Perhaps because you happen to use it in the circumstances it works well for.
As Devik said, he knows many cases in which CBQ missed the mark - he can
always explain them, and often suggest fixes, but it is not a 'surefire'
algorithm.

>   If you try to shape a 10mbit/s connection to 1mbit/s, the link should
>   be idle 90% of the time. If it isn't, we need to throttle so that it
>   IS idle 90% of the time. 
> Which is the way it does work, as far as I can tell.

Yes, this is how it should work. Now imagine a busy ethernet segment with a
lot of colisions. CBQ is configured with 'bandwidth 100mbit/s'. Because the
ethernet is busy, the network card has a hard time getting 5mbit/s out of
the door. 

We are trying to shape traffic to 2Mbit/s, so the link should be idle 98% of
the time if we are sending at the configured rate. 

Now, because the effective bandwidth has decreased to 5Mbit/s, at 2Mbit/s, the
link appears *far* too busy - it is idle only 60% over time! 

In fact, in this situation, CBQ will shape our traffic to 100kbit/s, which
isn't even *close* to the configured 2mbit/s.

Now, I admit that not many segments will be as busy as this. But do you see
my point? The effectively available bandwidth determines how we shape.

In many cases, you don't notice this. If you are talking to a switch, for
example, your ethernet will be pretty empty except for you. You *will* get
dequeued at a rate of 100mbit/s - *if* your network adaptor is up to it.

If your computer is busy with other things, or has a crappy bus or network
adaptor, CBQ may not be dequeued at 100mbit/s either, in which case too it
will do crazy things.

>  I can't believe this dependence on packet size since I've always had
>  good results using the same default packet size even though different 
>  tests use very different packet sizes.  

Ok. Let's see what the kernel does with avpkt. It doesn't do anything with
it. This is truly marvelous :-) It takes great care to copy avpkt to the
kernel. As far as I can tell, avpkt is only used to calculate maxidle. So I
retract the packet size dependency statement.

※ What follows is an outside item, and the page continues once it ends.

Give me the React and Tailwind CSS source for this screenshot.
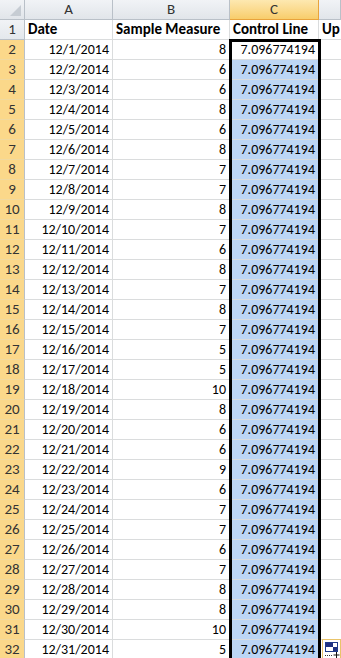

It was wrong.

>  (* 1042 8 40 .1)=33.3kpbs, again pretty close
(tests)
>  Finally, data size 1 gives me 981 replies over 10 seconds (this time I
>  have to increase the rate in order to saturate the limit)
>  (* 43 8 981 .1)=33.7kbps 
> 
>  It's clearly not counting every packet as the same size!!

Thanks for testing this!

>    bandwidth
> 	The physical bandwidth of your device, also needed for idle time
>    calculations. 
> 
>  Notice above I supplied bandwidth 30kbit which is far from the actual
>  physical bandwidth (100Mbit).  Maybe this is why I get good results.
>  Maybe this is what you're SUPPOSED to do!

Not that I'm aware of.

>  Recall in the experiment I reported to lartc 10/10 the correct
>  bandwidth ended up giving me about twice the rate.  I don't see from
>  above explanation why that should be, but again it suggests that this
>  parameter really ought to be set to the desired rate.

I've succeded into bullying some of the kernel people (Hi Jamal :-)) into
reading over the HOWTO and manpages - we will soon know.